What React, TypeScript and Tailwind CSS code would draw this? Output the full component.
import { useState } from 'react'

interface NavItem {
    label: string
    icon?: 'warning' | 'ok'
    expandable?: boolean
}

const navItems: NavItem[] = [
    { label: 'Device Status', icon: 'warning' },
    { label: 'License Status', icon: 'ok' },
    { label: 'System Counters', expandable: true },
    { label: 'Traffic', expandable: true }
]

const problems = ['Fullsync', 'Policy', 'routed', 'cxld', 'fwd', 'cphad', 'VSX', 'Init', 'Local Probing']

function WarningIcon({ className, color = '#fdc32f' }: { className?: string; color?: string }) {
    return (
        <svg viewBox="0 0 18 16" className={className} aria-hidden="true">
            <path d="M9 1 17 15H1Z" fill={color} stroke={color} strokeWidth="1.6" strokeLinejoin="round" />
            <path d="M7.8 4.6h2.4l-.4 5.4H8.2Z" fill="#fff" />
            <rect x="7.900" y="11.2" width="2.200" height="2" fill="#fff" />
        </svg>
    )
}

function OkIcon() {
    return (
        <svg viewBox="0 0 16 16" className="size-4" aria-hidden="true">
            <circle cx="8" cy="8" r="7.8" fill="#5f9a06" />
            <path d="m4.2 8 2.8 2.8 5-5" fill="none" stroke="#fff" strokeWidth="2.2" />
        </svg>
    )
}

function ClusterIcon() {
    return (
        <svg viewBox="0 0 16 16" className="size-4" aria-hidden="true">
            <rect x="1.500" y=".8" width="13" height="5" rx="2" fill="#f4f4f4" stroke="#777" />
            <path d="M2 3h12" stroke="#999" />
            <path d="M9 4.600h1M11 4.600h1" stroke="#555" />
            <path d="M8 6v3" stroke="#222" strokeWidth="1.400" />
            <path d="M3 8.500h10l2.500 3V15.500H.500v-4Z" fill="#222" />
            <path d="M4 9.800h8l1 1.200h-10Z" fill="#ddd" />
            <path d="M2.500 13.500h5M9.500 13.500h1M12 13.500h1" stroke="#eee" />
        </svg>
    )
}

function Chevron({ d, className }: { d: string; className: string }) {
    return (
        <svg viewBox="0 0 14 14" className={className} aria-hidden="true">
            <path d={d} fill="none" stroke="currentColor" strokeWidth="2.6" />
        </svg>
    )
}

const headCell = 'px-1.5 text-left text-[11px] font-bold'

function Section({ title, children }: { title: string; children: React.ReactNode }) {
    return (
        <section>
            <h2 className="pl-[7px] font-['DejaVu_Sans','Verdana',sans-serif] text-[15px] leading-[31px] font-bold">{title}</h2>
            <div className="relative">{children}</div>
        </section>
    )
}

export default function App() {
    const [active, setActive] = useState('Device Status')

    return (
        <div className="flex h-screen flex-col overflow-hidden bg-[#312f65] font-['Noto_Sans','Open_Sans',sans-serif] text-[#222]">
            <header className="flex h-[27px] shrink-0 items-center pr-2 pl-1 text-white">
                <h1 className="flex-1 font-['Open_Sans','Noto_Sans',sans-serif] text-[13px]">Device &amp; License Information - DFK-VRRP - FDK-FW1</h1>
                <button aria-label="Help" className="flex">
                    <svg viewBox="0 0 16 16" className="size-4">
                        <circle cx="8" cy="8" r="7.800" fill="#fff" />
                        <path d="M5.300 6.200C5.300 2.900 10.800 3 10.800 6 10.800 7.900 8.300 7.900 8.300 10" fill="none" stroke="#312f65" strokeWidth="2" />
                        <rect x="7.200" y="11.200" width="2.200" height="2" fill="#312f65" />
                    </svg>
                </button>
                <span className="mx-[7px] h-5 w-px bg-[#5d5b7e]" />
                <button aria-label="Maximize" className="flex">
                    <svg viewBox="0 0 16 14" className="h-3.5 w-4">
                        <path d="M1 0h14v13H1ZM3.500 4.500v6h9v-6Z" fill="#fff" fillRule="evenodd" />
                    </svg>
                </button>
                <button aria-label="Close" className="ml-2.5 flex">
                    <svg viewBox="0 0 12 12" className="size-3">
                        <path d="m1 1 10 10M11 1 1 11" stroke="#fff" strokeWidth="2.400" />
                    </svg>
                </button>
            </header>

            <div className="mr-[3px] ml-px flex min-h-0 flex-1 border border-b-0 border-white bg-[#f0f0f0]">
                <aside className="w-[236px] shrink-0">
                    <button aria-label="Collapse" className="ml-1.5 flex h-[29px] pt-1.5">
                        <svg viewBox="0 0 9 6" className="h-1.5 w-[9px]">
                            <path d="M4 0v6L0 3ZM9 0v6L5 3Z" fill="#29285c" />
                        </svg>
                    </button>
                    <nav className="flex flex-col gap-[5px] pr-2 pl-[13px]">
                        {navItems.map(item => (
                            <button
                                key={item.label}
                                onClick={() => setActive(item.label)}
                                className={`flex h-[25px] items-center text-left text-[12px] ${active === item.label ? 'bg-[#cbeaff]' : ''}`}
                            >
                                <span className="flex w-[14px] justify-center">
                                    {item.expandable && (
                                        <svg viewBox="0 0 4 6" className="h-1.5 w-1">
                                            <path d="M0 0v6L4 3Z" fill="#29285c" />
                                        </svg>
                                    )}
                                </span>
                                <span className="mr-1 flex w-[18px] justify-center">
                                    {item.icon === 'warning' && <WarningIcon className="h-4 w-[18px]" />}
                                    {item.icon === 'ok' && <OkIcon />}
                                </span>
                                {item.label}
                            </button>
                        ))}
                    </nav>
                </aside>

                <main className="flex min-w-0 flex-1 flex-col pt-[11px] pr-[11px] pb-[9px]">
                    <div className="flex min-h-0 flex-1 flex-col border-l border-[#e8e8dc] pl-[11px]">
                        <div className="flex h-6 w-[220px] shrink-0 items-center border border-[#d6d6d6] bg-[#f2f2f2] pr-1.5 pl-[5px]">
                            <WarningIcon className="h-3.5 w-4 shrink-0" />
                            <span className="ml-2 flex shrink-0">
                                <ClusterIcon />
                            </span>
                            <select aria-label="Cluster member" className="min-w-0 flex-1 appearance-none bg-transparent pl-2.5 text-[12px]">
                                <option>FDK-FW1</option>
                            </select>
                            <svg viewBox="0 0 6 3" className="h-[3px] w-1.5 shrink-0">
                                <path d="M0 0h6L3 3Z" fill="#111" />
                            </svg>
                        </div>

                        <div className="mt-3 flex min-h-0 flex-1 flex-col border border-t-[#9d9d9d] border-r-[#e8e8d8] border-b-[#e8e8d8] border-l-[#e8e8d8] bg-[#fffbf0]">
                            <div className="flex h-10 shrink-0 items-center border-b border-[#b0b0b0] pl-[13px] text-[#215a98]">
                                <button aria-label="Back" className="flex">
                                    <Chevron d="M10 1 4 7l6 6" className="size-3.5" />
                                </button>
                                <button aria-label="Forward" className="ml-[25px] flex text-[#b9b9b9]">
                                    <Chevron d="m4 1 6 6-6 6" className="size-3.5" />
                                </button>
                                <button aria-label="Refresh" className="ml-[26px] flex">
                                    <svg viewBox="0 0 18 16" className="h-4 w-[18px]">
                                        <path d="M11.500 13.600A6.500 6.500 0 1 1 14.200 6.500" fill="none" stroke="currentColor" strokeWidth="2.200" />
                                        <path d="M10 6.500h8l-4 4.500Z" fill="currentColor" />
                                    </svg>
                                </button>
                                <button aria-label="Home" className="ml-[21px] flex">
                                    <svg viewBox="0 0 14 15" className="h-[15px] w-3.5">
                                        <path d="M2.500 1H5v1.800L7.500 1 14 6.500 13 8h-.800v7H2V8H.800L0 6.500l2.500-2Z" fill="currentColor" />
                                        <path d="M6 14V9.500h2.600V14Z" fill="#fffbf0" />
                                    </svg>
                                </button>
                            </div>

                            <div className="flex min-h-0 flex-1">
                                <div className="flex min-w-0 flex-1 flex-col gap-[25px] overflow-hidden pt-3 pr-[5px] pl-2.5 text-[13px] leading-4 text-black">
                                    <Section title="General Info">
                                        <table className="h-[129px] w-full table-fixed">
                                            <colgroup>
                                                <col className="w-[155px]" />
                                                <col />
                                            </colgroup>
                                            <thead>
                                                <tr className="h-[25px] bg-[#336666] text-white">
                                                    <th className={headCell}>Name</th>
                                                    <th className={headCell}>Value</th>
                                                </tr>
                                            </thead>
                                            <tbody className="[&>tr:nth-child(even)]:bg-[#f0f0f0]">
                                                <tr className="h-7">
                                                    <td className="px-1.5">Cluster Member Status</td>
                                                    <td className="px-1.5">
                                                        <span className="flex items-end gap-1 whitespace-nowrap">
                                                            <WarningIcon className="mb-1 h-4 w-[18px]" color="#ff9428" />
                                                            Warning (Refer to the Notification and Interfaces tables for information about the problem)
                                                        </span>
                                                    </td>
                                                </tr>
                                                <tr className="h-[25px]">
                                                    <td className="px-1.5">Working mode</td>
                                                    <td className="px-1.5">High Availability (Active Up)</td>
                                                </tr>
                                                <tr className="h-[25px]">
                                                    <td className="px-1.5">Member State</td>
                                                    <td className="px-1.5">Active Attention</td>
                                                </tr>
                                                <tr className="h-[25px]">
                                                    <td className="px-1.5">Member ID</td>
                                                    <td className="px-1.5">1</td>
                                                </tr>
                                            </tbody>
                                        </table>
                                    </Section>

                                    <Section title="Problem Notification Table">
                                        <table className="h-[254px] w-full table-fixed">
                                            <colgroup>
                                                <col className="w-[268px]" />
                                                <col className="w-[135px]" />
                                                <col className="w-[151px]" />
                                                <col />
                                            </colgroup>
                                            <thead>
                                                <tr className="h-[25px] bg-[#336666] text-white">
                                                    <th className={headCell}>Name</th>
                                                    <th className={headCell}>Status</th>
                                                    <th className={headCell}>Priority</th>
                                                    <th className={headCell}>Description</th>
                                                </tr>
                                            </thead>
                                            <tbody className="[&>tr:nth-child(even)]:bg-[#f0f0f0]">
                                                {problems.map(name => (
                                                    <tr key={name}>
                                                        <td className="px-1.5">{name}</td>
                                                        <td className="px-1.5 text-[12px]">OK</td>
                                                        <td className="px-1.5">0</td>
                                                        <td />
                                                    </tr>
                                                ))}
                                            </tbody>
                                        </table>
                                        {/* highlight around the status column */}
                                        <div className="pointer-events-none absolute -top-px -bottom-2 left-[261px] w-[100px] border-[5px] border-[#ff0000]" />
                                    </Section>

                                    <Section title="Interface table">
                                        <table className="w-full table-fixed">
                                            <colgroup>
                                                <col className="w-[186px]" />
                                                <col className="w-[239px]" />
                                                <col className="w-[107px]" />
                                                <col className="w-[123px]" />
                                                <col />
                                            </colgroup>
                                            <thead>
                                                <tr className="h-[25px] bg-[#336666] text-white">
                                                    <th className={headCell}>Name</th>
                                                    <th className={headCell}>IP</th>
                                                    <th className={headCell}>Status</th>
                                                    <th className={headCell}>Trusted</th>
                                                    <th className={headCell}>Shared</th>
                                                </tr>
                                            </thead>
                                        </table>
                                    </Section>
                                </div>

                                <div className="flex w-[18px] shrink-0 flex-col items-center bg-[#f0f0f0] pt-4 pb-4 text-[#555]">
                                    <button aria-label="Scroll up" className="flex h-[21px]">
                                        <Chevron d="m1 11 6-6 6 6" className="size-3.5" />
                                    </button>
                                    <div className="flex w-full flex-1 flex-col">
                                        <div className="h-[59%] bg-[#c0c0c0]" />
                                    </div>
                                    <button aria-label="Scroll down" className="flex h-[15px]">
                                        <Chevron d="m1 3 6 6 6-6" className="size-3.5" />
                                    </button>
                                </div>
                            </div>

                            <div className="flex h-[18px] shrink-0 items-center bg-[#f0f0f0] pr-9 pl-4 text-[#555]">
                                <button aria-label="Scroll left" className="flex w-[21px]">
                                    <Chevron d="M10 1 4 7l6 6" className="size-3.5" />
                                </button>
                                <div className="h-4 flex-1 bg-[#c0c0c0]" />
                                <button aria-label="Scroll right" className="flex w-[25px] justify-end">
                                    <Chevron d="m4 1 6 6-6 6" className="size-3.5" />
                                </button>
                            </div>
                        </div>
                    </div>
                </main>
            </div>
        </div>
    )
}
* * *
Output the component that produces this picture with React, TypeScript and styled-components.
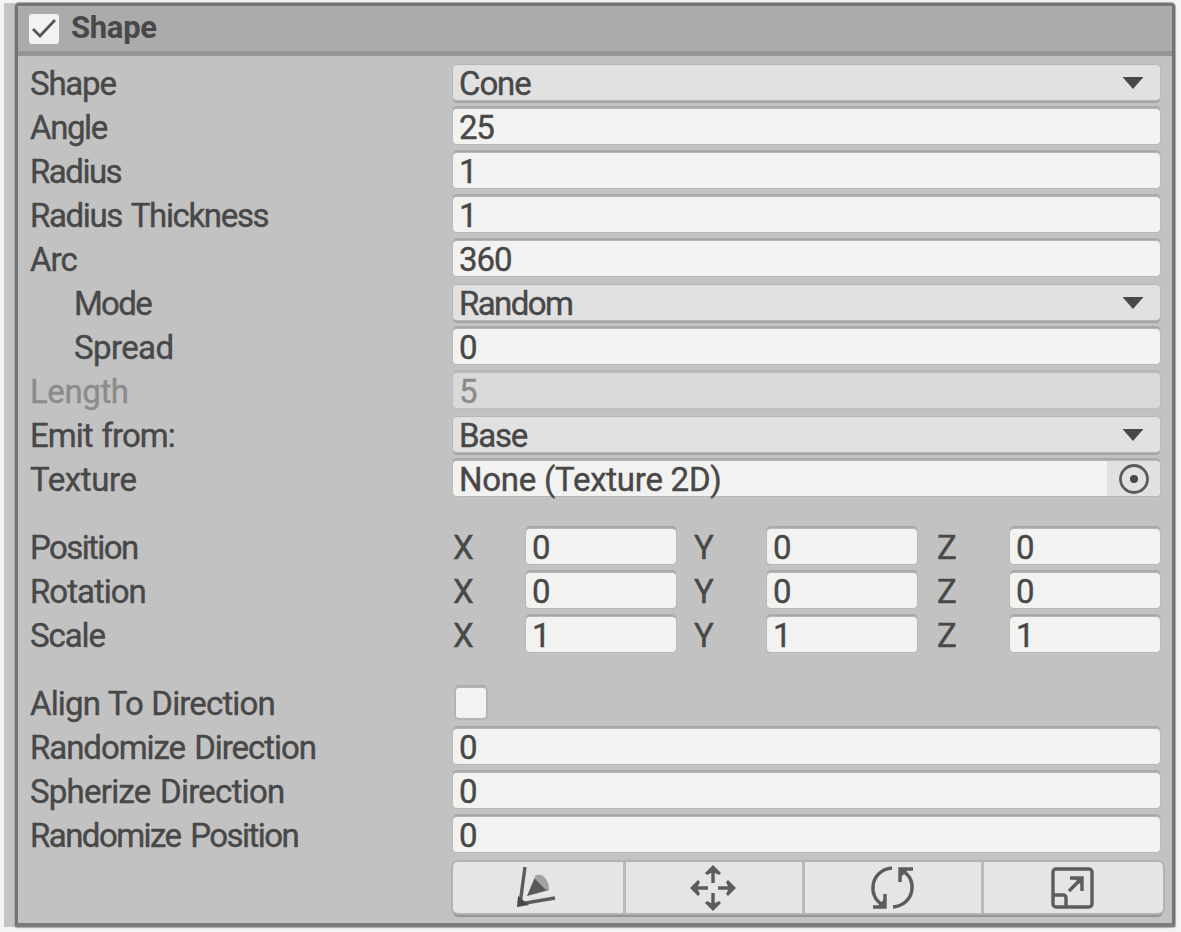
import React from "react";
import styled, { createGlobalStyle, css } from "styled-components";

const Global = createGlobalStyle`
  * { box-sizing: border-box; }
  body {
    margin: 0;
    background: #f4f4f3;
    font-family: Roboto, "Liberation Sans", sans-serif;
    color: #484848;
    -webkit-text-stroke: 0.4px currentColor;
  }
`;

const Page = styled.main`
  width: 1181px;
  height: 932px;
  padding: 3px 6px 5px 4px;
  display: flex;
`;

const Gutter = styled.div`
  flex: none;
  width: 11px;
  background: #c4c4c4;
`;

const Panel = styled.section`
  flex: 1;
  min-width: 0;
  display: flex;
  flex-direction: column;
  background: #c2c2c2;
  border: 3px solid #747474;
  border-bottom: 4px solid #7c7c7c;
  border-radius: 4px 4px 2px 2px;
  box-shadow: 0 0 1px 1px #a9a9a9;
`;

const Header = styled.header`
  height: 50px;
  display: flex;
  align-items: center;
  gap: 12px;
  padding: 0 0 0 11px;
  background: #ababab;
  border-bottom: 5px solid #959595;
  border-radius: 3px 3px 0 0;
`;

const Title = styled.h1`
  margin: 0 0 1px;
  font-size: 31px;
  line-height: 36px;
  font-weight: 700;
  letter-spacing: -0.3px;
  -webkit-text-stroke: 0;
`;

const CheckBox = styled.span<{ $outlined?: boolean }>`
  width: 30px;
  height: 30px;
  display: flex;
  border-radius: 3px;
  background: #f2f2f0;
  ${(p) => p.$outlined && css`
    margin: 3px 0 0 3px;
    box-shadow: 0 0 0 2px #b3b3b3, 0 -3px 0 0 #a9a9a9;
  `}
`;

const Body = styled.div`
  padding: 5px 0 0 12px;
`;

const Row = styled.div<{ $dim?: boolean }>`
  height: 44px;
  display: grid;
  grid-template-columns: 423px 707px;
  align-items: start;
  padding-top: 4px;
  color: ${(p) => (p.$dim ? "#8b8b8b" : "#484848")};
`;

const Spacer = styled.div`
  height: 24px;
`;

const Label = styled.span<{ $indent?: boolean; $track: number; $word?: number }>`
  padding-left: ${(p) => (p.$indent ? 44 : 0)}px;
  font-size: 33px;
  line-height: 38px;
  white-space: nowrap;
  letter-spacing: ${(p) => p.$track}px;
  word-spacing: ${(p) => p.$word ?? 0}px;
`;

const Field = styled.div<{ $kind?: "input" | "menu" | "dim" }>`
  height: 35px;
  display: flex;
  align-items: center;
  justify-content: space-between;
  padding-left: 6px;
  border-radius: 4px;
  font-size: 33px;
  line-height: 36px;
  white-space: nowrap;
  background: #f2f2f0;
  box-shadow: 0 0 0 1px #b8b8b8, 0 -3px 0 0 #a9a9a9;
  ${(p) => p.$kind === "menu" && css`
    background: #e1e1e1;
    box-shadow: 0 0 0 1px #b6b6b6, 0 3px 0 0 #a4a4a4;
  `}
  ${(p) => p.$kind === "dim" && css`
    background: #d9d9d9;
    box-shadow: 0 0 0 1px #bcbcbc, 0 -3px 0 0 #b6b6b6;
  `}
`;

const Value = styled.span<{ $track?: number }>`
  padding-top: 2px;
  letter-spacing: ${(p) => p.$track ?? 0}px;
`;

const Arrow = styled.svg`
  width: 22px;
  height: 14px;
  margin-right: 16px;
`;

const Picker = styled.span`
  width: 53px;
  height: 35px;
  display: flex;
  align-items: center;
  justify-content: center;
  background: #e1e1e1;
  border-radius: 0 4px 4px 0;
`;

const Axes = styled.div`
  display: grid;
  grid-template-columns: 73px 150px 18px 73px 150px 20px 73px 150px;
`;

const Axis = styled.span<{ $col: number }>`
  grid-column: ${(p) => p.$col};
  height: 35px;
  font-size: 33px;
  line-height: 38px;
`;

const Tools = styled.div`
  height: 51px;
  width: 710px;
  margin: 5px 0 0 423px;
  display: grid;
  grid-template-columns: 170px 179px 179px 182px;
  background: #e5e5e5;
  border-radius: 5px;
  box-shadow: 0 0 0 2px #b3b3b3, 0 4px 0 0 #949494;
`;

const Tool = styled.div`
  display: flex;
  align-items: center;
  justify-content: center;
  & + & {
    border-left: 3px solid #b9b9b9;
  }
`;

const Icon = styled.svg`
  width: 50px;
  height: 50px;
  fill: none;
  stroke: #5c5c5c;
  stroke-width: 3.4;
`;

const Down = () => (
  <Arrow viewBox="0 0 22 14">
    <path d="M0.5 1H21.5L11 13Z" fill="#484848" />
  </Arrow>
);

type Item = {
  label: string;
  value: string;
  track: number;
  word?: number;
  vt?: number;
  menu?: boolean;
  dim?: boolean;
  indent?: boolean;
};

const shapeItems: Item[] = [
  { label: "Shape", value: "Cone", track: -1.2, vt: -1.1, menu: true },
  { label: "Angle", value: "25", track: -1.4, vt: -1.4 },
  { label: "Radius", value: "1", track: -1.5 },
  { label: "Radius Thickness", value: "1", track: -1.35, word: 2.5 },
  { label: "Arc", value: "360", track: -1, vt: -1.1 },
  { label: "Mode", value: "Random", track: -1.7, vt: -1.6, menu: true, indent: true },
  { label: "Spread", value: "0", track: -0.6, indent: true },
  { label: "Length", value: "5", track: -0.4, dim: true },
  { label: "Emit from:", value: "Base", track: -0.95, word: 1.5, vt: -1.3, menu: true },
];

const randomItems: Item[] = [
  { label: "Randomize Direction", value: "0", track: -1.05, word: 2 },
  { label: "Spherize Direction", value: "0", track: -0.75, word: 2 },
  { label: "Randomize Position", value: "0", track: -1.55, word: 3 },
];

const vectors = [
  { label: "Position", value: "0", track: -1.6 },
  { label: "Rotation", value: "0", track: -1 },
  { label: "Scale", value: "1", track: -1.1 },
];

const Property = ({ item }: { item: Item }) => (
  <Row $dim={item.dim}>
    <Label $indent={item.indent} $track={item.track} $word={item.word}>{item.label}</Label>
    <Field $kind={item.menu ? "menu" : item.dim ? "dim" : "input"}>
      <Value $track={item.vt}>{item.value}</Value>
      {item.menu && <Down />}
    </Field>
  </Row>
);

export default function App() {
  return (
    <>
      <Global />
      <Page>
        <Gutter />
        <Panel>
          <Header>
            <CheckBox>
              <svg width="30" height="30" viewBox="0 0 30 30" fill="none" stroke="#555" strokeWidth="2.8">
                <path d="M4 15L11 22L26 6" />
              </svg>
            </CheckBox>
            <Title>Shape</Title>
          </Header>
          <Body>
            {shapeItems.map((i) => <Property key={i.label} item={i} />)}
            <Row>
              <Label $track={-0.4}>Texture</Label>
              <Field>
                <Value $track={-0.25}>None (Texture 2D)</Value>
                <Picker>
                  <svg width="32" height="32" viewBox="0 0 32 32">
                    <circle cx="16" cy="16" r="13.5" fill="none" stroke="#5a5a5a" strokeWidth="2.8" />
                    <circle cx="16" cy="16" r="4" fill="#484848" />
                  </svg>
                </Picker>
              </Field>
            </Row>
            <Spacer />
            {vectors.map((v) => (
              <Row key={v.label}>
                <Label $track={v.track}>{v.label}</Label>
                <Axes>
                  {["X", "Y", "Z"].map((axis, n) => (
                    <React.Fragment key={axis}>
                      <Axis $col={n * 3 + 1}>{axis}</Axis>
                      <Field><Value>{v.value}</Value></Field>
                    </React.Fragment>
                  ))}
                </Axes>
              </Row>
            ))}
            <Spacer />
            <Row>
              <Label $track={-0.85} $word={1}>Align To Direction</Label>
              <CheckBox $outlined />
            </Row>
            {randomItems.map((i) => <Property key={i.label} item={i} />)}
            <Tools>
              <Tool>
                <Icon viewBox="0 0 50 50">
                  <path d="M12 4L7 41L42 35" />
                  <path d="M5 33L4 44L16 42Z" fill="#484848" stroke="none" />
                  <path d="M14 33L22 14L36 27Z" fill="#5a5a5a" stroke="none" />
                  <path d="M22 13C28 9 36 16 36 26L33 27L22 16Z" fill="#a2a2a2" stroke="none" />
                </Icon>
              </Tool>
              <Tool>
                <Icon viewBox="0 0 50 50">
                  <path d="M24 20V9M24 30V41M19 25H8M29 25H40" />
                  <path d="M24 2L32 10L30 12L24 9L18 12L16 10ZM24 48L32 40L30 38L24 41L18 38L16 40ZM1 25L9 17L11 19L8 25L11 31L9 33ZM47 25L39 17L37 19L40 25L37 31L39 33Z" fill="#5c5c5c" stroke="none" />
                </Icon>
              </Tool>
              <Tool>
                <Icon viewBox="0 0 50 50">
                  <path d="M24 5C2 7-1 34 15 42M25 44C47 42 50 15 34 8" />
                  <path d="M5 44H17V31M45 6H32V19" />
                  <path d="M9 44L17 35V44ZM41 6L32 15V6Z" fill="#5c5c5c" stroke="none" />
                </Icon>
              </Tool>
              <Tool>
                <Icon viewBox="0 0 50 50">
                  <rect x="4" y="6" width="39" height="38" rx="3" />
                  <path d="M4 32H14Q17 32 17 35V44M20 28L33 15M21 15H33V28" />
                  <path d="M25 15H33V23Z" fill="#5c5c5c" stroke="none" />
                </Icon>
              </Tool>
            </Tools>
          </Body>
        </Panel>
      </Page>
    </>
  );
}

## THE EXERCISE
State how many lines above include the word "this", and nothing more.

## FINAL RESULT
2